Web page code records:

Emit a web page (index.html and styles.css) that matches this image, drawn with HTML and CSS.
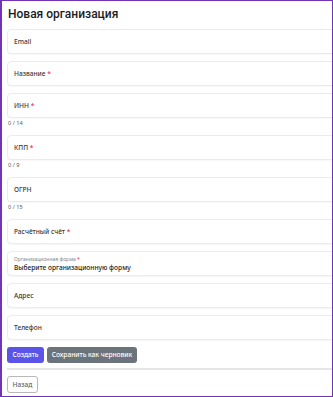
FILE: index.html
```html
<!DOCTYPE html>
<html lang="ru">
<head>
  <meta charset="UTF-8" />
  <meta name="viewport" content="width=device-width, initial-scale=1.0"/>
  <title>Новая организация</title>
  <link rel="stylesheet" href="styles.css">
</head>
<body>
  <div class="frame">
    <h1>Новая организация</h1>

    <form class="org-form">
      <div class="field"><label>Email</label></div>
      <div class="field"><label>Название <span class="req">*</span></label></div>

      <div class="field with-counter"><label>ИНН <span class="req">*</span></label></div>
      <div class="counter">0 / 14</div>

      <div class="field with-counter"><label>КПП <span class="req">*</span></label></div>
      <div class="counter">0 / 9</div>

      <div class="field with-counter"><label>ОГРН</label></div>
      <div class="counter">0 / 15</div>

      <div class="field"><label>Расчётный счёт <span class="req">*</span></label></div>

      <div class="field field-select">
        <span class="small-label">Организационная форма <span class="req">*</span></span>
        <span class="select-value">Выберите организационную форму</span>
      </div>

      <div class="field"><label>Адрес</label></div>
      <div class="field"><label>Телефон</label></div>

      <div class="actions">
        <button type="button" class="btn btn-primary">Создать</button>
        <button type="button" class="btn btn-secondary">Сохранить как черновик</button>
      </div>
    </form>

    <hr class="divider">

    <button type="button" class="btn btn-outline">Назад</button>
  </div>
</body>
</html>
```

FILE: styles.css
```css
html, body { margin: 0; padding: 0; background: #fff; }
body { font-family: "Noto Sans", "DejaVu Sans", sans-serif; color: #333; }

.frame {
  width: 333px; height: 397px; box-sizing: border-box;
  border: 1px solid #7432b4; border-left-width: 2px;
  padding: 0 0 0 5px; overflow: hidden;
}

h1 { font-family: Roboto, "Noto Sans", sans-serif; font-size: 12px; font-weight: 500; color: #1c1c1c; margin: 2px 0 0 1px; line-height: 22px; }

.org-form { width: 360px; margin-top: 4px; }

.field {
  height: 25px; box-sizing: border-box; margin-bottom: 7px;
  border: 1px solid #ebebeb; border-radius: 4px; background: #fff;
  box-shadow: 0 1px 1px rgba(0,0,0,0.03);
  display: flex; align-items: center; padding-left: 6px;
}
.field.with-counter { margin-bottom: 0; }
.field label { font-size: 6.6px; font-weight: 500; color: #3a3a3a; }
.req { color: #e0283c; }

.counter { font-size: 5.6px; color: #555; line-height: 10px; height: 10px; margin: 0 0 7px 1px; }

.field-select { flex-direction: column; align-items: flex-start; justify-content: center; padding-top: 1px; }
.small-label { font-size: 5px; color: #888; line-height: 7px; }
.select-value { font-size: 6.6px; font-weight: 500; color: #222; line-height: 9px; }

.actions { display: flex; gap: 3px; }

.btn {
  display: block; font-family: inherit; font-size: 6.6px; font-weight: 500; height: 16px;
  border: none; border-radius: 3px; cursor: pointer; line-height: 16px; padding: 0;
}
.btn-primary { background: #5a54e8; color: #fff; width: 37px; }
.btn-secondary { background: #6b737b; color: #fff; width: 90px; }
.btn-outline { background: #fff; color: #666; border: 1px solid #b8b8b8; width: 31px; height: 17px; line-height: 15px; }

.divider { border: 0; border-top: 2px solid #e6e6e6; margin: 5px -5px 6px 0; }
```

---

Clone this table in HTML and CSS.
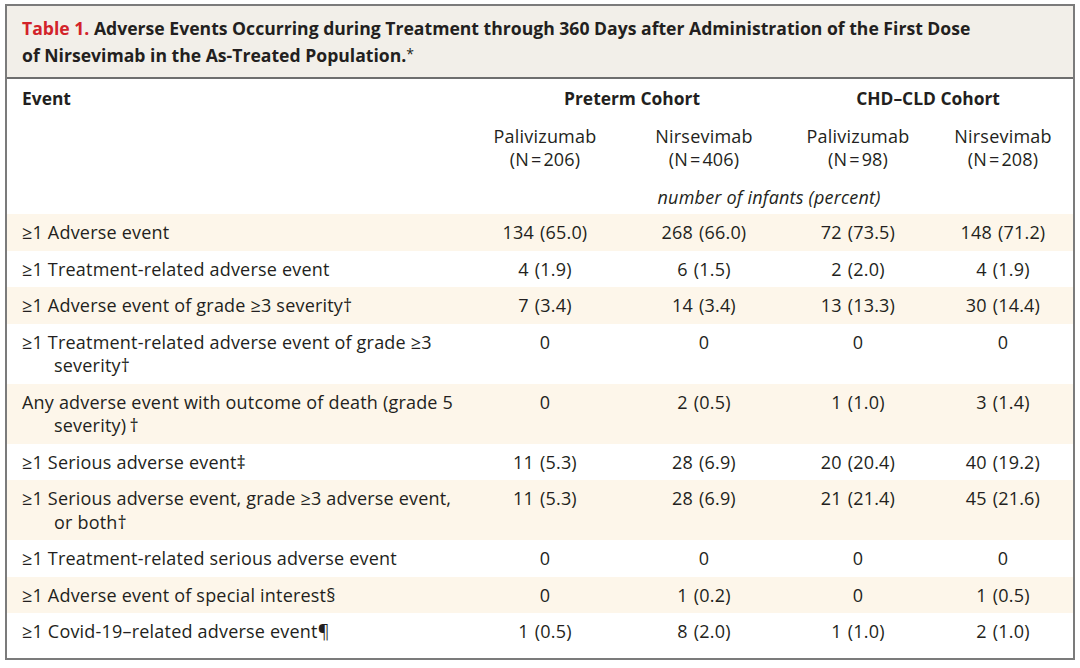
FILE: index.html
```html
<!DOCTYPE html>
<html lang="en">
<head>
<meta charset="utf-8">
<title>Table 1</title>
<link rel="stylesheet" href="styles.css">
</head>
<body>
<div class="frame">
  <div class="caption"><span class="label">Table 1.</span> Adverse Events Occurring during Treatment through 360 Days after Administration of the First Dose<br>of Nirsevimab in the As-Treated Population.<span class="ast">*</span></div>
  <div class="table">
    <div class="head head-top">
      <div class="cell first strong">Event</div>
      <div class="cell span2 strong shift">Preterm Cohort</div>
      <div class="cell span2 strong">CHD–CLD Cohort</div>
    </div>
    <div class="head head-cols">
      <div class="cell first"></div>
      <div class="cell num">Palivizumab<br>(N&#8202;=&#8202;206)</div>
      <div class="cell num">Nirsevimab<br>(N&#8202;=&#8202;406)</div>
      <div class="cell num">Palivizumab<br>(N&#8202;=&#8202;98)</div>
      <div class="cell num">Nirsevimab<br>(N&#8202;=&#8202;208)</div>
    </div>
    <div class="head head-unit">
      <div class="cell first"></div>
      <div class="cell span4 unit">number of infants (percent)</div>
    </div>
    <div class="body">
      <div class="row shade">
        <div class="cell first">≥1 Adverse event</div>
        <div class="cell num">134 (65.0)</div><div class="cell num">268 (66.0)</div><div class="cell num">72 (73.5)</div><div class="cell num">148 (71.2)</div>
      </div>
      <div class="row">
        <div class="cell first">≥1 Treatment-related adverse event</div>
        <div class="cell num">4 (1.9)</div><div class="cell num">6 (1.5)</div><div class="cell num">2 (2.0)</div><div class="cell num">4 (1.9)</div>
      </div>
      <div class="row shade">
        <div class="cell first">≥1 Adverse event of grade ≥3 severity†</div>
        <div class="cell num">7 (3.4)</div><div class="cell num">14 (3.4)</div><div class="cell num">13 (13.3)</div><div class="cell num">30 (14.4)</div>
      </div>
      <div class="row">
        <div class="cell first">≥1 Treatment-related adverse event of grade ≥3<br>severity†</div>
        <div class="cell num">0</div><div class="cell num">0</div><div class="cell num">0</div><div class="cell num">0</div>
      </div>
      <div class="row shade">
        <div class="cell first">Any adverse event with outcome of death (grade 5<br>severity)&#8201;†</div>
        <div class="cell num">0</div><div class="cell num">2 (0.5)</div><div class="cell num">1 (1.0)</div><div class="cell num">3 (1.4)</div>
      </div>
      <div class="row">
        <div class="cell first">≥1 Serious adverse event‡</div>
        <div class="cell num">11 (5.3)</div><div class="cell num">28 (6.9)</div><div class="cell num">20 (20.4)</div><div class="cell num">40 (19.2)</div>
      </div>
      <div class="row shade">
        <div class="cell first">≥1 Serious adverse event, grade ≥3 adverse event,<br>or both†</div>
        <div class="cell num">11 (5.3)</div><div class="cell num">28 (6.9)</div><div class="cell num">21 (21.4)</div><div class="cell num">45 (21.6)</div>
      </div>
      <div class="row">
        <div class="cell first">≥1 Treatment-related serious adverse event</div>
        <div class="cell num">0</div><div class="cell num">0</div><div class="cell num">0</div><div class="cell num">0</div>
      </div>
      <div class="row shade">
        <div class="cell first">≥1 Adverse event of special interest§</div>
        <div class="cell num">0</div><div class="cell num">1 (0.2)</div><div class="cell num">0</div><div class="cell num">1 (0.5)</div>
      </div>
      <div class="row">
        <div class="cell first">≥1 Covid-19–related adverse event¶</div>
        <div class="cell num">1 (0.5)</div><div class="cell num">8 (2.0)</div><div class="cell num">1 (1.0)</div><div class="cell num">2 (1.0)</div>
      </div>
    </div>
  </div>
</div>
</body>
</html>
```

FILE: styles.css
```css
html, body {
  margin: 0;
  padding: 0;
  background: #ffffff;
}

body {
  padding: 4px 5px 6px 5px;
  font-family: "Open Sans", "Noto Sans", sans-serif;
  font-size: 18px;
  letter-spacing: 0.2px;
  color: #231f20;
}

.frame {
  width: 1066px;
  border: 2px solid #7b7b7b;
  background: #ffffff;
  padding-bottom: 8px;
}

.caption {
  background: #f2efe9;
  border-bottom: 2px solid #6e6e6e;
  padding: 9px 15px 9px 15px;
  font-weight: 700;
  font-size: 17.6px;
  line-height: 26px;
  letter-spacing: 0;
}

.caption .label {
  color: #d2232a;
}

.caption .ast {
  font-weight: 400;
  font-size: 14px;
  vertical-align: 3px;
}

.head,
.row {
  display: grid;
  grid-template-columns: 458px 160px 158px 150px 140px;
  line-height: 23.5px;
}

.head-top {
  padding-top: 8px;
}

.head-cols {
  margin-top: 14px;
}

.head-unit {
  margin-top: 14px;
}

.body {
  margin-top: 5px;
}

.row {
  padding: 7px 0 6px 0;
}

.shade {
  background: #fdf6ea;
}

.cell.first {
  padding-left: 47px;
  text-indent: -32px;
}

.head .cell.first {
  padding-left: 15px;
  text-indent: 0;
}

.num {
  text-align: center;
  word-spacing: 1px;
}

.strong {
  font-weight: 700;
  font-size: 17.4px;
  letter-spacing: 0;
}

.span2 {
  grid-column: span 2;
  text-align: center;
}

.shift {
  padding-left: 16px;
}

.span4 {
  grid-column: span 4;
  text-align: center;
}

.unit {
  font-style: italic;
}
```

---

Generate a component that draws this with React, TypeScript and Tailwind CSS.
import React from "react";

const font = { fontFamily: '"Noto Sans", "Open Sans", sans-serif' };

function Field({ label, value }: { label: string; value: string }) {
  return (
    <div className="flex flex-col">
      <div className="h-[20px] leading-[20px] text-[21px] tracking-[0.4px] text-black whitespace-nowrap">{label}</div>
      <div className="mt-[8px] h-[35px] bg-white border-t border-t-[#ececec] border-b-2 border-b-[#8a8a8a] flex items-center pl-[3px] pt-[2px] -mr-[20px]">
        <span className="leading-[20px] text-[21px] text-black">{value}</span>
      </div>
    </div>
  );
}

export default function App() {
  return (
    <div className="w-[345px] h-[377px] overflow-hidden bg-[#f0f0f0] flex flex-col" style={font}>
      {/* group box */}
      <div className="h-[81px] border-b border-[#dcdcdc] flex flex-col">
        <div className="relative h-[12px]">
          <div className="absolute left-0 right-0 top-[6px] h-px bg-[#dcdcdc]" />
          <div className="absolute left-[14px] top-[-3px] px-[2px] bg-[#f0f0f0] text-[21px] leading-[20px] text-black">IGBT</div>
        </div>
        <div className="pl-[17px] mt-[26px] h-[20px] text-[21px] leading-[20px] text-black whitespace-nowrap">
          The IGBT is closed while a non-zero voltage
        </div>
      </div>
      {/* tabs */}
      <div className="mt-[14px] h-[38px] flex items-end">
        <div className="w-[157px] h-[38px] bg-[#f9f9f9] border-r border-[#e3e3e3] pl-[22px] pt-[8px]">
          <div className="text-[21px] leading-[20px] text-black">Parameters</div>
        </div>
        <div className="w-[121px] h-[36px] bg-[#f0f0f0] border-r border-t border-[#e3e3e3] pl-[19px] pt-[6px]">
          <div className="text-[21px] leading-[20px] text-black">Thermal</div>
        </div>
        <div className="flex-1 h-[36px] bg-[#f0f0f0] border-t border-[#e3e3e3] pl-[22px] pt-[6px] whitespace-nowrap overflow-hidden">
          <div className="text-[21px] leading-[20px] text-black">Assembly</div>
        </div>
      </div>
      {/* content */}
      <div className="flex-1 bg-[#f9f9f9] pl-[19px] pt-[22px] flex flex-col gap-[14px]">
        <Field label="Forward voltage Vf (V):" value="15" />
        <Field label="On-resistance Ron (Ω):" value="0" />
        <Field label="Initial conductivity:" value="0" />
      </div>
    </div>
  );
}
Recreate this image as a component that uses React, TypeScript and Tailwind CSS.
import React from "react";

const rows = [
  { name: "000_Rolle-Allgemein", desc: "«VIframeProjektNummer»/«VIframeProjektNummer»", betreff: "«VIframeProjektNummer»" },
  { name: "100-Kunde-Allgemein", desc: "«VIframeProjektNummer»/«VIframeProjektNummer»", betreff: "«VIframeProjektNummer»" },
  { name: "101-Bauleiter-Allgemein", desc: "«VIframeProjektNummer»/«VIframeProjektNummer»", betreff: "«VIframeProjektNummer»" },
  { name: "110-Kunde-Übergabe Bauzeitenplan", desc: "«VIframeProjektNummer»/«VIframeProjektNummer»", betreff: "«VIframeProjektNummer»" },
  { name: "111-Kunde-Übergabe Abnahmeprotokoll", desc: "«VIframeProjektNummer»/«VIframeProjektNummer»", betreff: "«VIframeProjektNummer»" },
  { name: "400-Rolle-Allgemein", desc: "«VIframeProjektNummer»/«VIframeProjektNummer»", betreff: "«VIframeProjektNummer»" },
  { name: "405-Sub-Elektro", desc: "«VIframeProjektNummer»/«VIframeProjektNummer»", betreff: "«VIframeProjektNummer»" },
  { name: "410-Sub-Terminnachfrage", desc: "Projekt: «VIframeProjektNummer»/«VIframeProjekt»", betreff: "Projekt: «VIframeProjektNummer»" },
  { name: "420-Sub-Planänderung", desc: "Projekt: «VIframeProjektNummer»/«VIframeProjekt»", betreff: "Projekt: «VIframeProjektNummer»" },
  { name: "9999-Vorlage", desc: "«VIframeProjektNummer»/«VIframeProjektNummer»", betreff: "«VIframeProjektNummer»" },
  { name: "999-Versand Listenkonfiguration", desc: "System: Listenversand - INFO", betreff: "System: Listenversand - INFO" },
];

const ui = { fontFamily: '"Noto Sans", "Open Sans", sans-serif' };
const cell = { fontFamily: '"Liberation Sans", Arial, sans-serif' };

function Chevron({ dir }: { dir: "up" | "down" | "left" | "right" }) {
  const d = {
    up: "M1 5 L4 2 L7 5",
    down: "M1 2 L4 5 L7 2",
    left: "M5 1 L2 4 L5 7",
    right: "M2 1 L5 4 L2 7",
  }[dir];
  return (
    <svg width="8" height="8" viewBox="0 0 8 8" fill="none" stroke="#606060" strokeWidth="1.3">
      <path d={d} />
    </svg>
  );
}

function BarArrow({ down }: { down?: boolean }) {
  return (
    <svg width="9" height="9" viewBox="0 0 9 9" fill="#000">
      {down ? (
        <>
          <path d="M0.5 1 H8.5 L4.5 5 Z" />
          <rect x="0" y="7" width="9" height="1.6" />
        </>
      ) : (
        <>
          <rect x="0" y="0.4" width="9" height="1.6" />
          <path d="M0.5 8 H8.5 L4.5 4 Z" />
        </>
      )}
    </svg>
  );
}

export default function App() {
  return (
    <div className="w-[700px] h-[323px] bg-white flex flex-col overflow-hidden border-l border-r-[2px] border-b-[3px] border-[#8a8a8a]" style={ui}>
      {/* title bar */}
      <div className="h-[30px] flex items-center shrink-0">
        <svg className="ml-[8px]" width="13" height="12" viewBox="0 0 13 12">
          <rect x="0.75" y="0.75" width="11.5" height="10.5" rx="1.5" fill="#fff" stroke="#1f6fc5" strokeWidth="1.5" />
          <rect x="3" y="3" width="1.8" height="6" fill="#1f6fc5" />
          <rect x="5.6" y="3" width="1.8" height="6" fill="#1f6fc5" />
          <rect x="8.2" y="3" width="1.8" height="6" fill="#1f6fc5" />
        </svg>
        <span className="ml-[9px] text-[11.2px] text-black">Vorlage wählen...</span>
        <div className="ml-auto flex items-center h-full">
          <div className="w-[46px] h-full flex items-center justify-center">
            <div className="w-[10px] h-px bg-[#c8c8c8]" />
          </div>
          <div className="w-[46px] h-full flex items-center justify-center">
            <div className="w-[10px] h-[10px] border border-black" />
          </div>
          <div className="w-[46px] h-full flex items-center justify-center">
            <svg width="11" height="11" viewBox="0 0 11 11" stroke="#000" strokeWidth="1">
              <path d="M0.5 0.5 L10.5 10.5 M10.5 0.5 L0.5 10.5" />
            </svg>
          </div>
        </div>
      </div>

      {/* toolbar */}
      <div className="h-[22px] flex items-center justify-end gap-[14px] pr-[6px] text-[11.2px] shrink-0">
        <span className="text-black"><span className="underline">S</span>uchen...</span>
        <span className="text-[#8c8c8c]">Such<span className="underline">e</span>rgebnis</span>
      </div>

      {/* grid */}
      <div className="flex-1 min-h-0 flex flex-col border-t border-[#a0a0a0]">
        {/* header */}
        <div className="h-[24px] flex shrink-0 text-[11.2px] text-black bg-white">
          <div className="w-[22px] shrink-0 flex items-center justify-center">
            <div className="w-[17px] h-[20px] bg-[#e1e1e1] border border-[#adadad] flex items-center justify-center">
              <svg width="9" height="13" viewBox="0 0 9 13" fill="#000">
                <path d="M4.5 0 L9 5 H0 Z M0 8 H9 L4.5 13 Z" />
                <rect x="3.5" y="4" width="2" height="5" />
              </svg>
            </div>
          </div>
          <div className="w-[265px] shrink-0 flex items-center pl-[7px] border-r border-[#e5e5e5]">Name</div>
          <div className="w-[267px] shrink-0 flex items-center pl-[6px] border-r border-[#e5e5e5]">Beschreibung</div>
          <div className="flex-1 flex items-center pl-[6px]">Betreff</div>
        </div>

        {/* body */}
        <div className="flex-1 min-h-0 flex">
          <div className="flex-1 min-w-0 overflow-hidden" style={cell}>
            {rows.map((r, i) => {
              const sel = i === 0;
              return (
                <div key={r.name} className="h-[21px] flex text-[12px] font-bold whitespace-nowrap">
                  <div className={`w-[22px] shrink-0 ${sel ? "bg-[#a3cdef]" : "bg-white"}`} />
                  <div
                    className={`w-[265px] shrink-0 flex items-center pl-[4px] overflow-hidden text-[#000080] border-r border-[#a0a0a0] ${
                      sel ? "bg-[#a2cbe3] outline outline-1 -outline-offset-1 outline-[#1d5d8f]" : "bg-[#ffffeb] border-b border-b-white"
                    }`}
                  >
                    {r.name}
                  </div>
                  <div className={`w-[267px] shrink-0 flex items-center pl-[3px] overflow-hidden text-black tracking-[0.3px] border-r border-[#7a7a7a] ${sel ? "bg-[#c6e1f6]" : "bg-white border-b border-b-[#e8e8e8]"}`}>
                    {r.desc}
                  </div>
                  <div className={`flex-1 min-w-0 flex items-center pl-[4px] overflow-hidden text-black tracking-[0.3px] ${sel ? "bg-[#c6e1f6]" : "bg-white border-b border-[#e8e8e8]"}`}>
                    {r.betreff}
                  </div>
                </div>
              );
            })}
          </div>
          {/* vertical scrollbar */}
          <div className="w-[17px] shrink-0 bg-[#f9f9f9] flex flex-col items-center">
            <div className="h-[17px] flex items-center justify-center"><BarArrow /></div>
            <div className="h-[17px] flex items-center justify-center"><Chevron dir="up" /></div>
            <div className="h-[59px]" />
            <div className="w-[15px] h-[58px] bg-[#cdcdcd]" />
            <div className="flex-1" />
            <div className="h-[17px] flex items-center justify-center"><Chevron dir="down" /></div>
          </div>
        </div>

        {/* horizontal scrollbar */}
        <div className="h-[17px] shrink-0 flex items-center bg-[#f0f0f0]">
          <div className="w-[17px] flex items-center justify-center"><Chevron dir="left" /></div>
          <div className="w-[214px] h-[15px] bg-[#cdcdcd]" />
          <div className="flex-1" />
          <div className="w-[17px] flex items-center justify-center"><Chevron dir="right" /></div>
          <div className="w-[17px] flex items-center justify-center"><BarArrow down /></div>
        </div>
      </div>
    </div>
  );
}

## Task directions
Where a line above holds the string "TypeScript", show that line.

## Exercise output
Generate a component that draws this with React, TypeScript and Tailwind CSS.
Recreate this image as a component that uses React, TypeScript and Tailwind CSS.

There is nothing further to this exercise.